Credit: National Solar Observatory/NSF

It wasn't aliens, or a doomsday solar flare.

No, the Sunspot Solar Observatory — a National Solar Observatory facility high up on New Mexico's Sacramento Peak — has been closed for the past 10 days because of a criminal investigation.

"AURA has been cooperating with an ongoing law enforcement investigation of criminal activity that occurred at Sacramento Peak," representatives of the Association of Universities for Research in Astronomy, which operates Sunspot, wrote in a statement Sunday (Sept. 16). "During this time, we became concerned that a suspect in the investigation potentially posed a threat to the safety of local staff and residents. For this reason, AURA temporarily vacated the facility and ceased science activities at this location."

But things are about to get back to normal.

"In light of recent developments in the investigation, we have determined there is no risk to staff, and Sunspot Solar Observatory is transitioning back to regular operations as of September 17th," the statement added.

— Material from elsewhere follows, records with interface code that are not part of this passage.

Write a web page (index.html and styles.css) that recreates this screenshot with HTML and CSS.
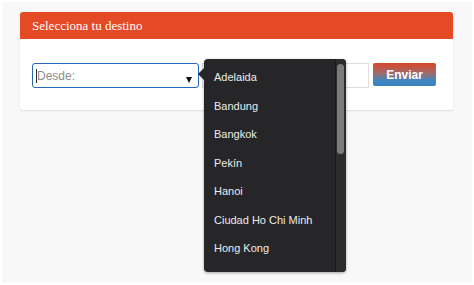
FILE: index.html
```html
<!DOCTYPE html>
<html lang="es">
<head>
<meta charset="utf-8">
<link rel="stylesheet" href="styles.css">
</head>
<body>
<div class="page">
  <section class="card">
    <header class="card-head">Selecciona tu destino</header>
    <div class="card-body">
      <div class="field from">
        <span class="caret"></span><span class="placeholder">Desde:</span>
        <span class="arrow"></span>
        <div class="menu">
          <ul class="options">
            <li>Adelaida</li>
            <li>Bandung</li>
            <li>Bangkok</li>
            <li>Pekín</li>
            <li>Hanoi</li>
            <li>Ciudad Ho Chi Minh</li>
            <li>Hong Kong</li>
          </ul>
          <div class="scroll"><div class="thumb"></div></div>
        </div>
      </div>
      <div class="field to"></div>
      <button class="send">Enviar</button>
    </div>
  </section>
</div>
</body>
</html>
```
FILE: styles.css
```css
html { background: #ffffff; }
body {
  margin: 2px;
  background: #f8f8f8;
  height: 281px;
  font-family: "Helvetica Neue", "Liberation Sans", Arial, sans-serif;
}
.page {
  padding: 10px 19px 0 18px;
}
.card {
  background: #ffffff;
  border-radius: 3px;
  box-shadow: 0 1px 2px rgba(0,0,0,0.12);
  height: 98px;
}
.card-head {
  background: #e34a25;
  color: #ffffff;
  font-family: "Liberation Serif", "Times New Roman", serif;
  font-size: 13px;
  height: 27px;
  line-height: 27px;
  padding-left: 12px;
  border-radius: 3px 3px 0 0;
}
.card-body {
  display: flex;
  align-items: flex-start;
  padding: 24px 0 0 12px;
}
.field {
  height: 25px;
  box-sizing: border-box;
  background: #fff;
}
.from {
  position: relative;
  width: 167px;
  border: 1.5px solid #2466b8;
  border-radius: 3px;
  display: flex;
  align-items: center;
  padding-left: 3px;
}
.caret {
  width: 1px;
  height: 14px;
  background: #333;
}
.placeholder {
  color: #8c8c8c;
  font-size: 12px;
}
.arrow {
  position: absolute;
  right: 6px;
  top: 13px;
  width: 0;
  height: 0;
  border-left: 3.5px solid transparent;
  border-right: 3.5px solid transparent;
  border-top: 6px solid #111;
}
.to {
  width: 167px;
  margin-left: 3px;
  border: 1px solid #dedede;
}
.send {
  margin-left: 4px;
  width: 63px;
  height: 23px;
  border: none;
  border-radius: 2px;
  background: linear-gradient(to bottom, #d8472a 0%, #a06a6a 45%, #3f86c2 75%, #3a80c0 100%);
  color: #ffffff;
  font-weight: bold;
  font-size: 12px;
  font-family: "Helvetica Neue", "Liberation Sans", Arial, sans-serif;
  padding: 0;
}
.menu {
  position: absolute;
  left: 171px;
  top: -5px;
  width: 142px;
  height: 213px;
  background: #262629;
  border-radius: 4px;
  box-shadow: 0 1px 3px rgba(0,0,0,0.35);
  display: flex;
  z-index: 2;
}
.menu::before {
  content: "";
  position: absolute;
  left: -6px;
  top: 9px;
  border-top: 6px solid transparent;
  border-bottom: 6px solid transparent;
  border-right: 6px solid #262629;
}
.options {
  list-style: none;
  margin: 0;
  padding: 10px 0 0 10px;
  flex: 1;
  overflow: hidden;
}
.options li {
  color: #ececec;
  font-size: 11px;
  height: 28.5px;
  line-height: 16px;
}
.scroll {
  width: 11px;
  border-left: 1px solid #1b1b1d;
  background: #2c2c2f;
  border-radius: 0 4px 4px 0;
  padding: 5px 0 0 1px;
  box-sizing: border-box;
}
.thumb {
  width: 7px;
  height: 90px;
  border-radius: 4px;
  background: #7b7b7e;
}
```
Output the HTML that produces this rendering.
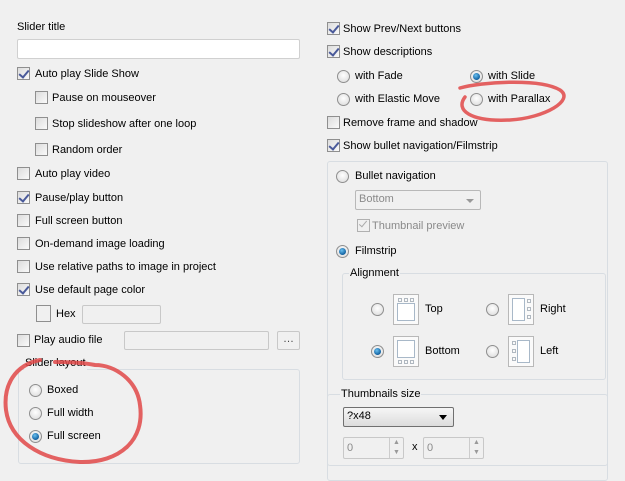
<!DOCTYPE html>
<html><head><meta charset="utf-8"><style>
*{box-sizing:border-box}
body{margin:0;width:625px;height:470px;background:#f0f0f0;font-family:"Liberation Sans",sans-serif;font-size:11px;color:#000;position:relative;overflow:hidden}
.a{position:absolute;white-space:nowrap;line-height:14px}
.cb{position:absolute;width:13px;height:13px;border:1px solid #8f8f8f;background:linear-gradient(135deg,#dcdcdc,#fafafa)}
.cb.on::after{content:"";position:absolute;left:3px;top:0px;width:4px;height:8px;border:solid #4a5a9a;border-width:0 2px 2px 0;transform:rotate(40deg)}
.rd{position:absolute;width:13px;height:13px;border-radius:50%;border:1px solid #8f8f8f;background:radial-gradient(circle at 50% 40%,#fff,#d8d8d8)}
.rd.on::after{content:"";position:absolute;left:2px;top:2px;width:7px;height:7px;border-radius:50%;background:radial-gradient(circle at 40% 35%,#6ac0f0,#1060a0 70%,#0a3050)}
.in{position:absolute;background:#fff;border:1px solid #c8c8c8;border-radius:2px}
.g{position:absolute;border:1px solid #d8dde2;border-radius:3px}
.lg{position:absolute;background:#f0f0f0;padding:0 1px;line-height:14px}
.dis{color:#8a8a8a}
</style></head><body>
<div class="a" style="left:17px;top:20px">Slider title</div>
<div class="in" style="left:17px;top:39px;width:283px;height:20px;border-color:#d0d0d0"></div>
<div class="cb on" style="left:17px;top:67px"></div><div class="a" style="left:35px;top:67px">Auto play Slide Show</div>
<div class="cb" style="left:35px;top:91px"></div><div class="a" style="left:52px;top:91px">Pause on mouseover</div>
<div class="cb" style="left:35px;top:117px"></div><div class="a" style="left:52px;top:117px">Stop slideshow after one loop</div>
<div class="cb" style="left:35px;top:143px"></div><div class="a" style="left:52px;top:143px">Random order</div>
<div class="cb" style="left:17px;top:167px"></div><div class="a" style="left:35px;top:167px">Auto play video</div>
<div class="cb on" style="left:17px;top:191px"></div><div class="a" style="left:35px;top:191px">Pause/play button</div>
<div class="cb" style="left:17px;top:214px"></div><div class="a" style="left:35px;top:214px">Full screen button</div>
<div class="cb" style="left:17px;top:237px"></div><div class="a" style="left:35px;top:237px">On-demand image loading</div>
<div class="cb" style="left:17px;top:260px"></div><div class="a" style="left:35px;top:260px">Use relative paths to image in project</div>
<div class="cb on" style="left:17px;top:283px"></div><div class="a" style="left:35px;top:283px">Use default page color</div>
<div style="position:absolute;left:36px;top:305px;width:15px;height:17px;border:1px solid #8f8f8f;background:#f0f0f0"></div>
<div class="a" style="left:56px;top:307px">Hex</div>
<div class="in" style="left:82px;top:305px;width:79px;height:19px;background:#f0f0f0"></div>
<div class="cb" style="left:17px;top:334px"></div><div class="a" style="left:34px;top:333px">Play audio file</div>
<div class="in" style="left:124px;top:331px;width:145px;height:19px;background:#f0f0f0"></div>
<div class="in" style="left:277px;top:331px;width:23px;height:19px;background:#f0f0f0;text-align:center;line-height:14px;color:#444">…</div>
<div class="g" style="left:18px;top:369px;width:282px;height:95px"></div>
<div class="lg" style="left:24px;top:356px">Slider layout</div>
<div class="rd" style="left:29px;top:384px"></div><div class="a" style="left:47px;top:383px">Boxed</div>
<div class="rd" style="left:29px;top:407px"></div><div class="a" style="left:47px;top:406px">Full width</div>
<div class="rd on" style="left:29px;top:430px"></div><div class="a" style="left:47px;top:429px">Full screen</div>

<div class="cb on" style="left:327px;top:22px"></div><div class="a" style="left:343px;top:22px">Show Prev/Next buttons</div>
<div class="cb on" style="left:327px;top:45px"></div><div class="a" style="left:343px;top:45px">Show descriptions</div>
<div class="rd" style="left:337px;top:70px"></div><div class="a" style="left:355px;top:69px">with Fade</div>
<div class="rd on" style="left:470px;top:70px"></div><div class="a" style="left:488px;top:69px">with Slide</div>
<div class="rd" style="left:337px;top:93px"></div><div class="a" style="left:355px;top:92px">with Elastic Move</div>
<div class="rd" style="left:470px;top:93px"></div><div class="a" style="left:488px;top:92px">with Parallax</div>
<div class="cb" style="left:327px;top:116px"></div><div class="a" style="left:343px;top:116px">Remove frame and shadow</div>
<div class="cb on" style="left:327px;top:139px"></div><div class="a" style="left:343px;top:139px">Show bullet navigation/Filmstrip</div>

<div class="g" style="left:327px;top:161px;width:281px;height:320px"></div>
<div class="rd" style="left:336px;top:170px"></div><div class="a" style="left:355px;top:169px">Bullet navigation</div>
<div class="in" style="left:355px;top:190px;width:126px;height:20px;background:#f0f0f0;border-color:#b8b8b8"><span class="dis" style="position:absolute;left:3px;top:2px">Bottom</span><span style="position:absolute;right:6px;top:8px;border:4px solid transparent;border-top:4px solid #999"></span></div>
<div class="cb" style="left:357px;top:219px;border-color:#b0b0b0;background:#f0f0f0"></div><div style="position:absolute;left:361px;top:219px;width:4px;height:8px;border:solid #aaa;border-width:0 1px 1px 0;transform:rotate(40deg)"></div>
<div class="a dis" style="left:372px;top:219px">Thumbnail preview</div>
<div class="rd on" style="left:336px;top:245px"></div><div class="a" style="left:355px;top:244px">Filmstrip</div>
<div class="g" style="left:342px;top:273px;width:264px;height:107px"></div>
<div class="lg" style="left:349px;top:266px">Alignment</div>
<div class="rd" style="left:371px;top:303px"></div><div class="a" style="left:425px;top:302px">Top</div>
<div class="rd" style="left:486px;top:303px"></div><div class="a" style="left:540px;top:302px">Right</div>
<div class="rd on" style="left:371px;top:345px"></div><div class="a" style="left:425px;top:344px">Bottom</div>
<div class="rd" style="left:486px;top:345px"></div><div class="a" style="left:540px;top:344px">Left</div>
<svg style="position:absolute;left:0;top:0" width="625" height="470">
<g fill="#fafafa" stroke="#b8b8b8">
<rect x="393.5" y="294.5" width="25" height="30"/><rect x="508.5" y="294.5" width="25" height="30"/>
<rect x="393.5" y="336.5" width="25" height="30"/><rect x="508.5" y="336.5" width="25" height="30"/></g>
<g fill="#fff" stroke="#a8b8c8">
<rect x="397.5" y="303.5" width="17" height="17"/><rect x="512.5" y="298.5" width="12" height="22"/>
<rect x="397.5" y="340.5" width="17" height="17"/><rect x="517.5" y="340.5" width="12" height="22"/>
</g>
<g fill="none" stroke="#b0b8c0">
<rect x="398.5" y="298.5" width="3" height="3"/><rect x="404.5" y="298.5" width="3" height="3"/><rect x="410.5" y="298.5" width="3" height="3"/>
<rect x="398.5" y="360.5" width="3" height="3"/><rect x="404.5" y="360.5" width="3" height="3"/><rect x="410.5" y="360.5" width="3" height="3"/>
<rect x="527.5" y="299.5" width="3" height="3"/><rect x="527.5" y="307.5" width="3" height="3"/><rect x="527.5" y="315.5" width="3" height="3"/>
<rect x="512.5" y="341.5" width="3" height="3"/><rect x="512.5" y="349.5" width="3" height="3"/><rect x="512.5" y="357.5" width="3" height="3"/>
</g>
<path d="M460 88 C480 82 540 78 560 90 C575 100 545 118 510 120 C470 122 455 110 465 97" fill="none" stroke="#e04848" stroke-width="3.5" stroke-linecap="round" opacity="0.85"/>
<path d="M40 360 C15 365 3 385 6 410 C10 440 40 460 80 462 C120 463 145 440 140 405 C137 380 115 365 95 365 C80 362 60 362 55 362" fill="none" stroke="#e04848" stroke-width="4" stroke-linecap="round" opacity="0.85"/>
</svg>
<div class="g" style="left:327px;top:394px;width:281px;height:72px;background:#f0f0f0"></div>
<div class="lg" style="left:340px;top:387px">Thumbnails size</div>
<div style="position:absolute;left:343px;top:407px;width:111px;height:20px;border:1px solid #707070;border-radius:2px;background:linear-gradient(#f6f6f6,#dcdcdc)"><span style="position:absolute;left:3px;top:2px">?x48</span><span style="position:absolute;right:6px;top:7px;border:4px solid transparent;border-top:5px solid #000"></span></div>
<div class="in" style="left:343px;top:437px;width:61px;height:22px;background:#f0f0f0"><span class="dis" style="position:absolute;left:3px;top:4px">0</span><span style="position:absolute;right:0;top:0;width:14px;height:20px;border-left:1px solid #ccc;color:#999;font-size:7px;line-height:10px;text-align:center">▲<br>▼</span></div>
<div class="a" style="left:412px;top:440px">x</div>
<div class="in" style="left:423px;top:437px;width:61px;height:22px;background:#f0f0f0"><span class="dis" style="position:absolute;left:3px;top:4px">0</span><span style="position:absolute;right:0;top:0;width:14px;height:20px;border-left:1px solid #ccc;color:#999;font-size:7px;line-height:10px;text-align:center">▲<br>▼</span></div>
</body></html>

AURA officials had previously cited a "security issue" as the cause of the closure (which also affected a nearby post office) but did not elaborate. The FBI was apparently involved but kept pretty much everyone, including local law enforcement, in the dark about what was going on.

As often happens, rumors rushed in to fill the information-free void. Speculation ranged from the ridiculous (that the government wanted to squash news of an alien-life detection or civilization-destroying solar flare) to the plausible (that some bad actor had planted spy gear on the Sunspot grounds, which provide a good view of the White Sands Missile Range and Holloman Air Force Base).

That latter explanation may still be in play; AURA has not disclosed the nature of the criminal activity being investigated.

"We recognize that the lack of communications while the facility was vacated was concerning and frustrating for some," Sunday's AURA statement added. "However, our desire to provide additional information had to be balanced against the risk that, if spread at the time, the news would alert the suspect and impede the law enforcement investigation. That was a risk we could not take."

The Sunspot Solar Observatory was established in 1947. Its main eye on the sky today is the Dunn Solar Telescope, which was completed in 1969 and helps researchers better understand the sun, solar activity and its effects on Earth.

Nine people, from New Mexico State University and AURA, work at the observatory, AURA representatives said.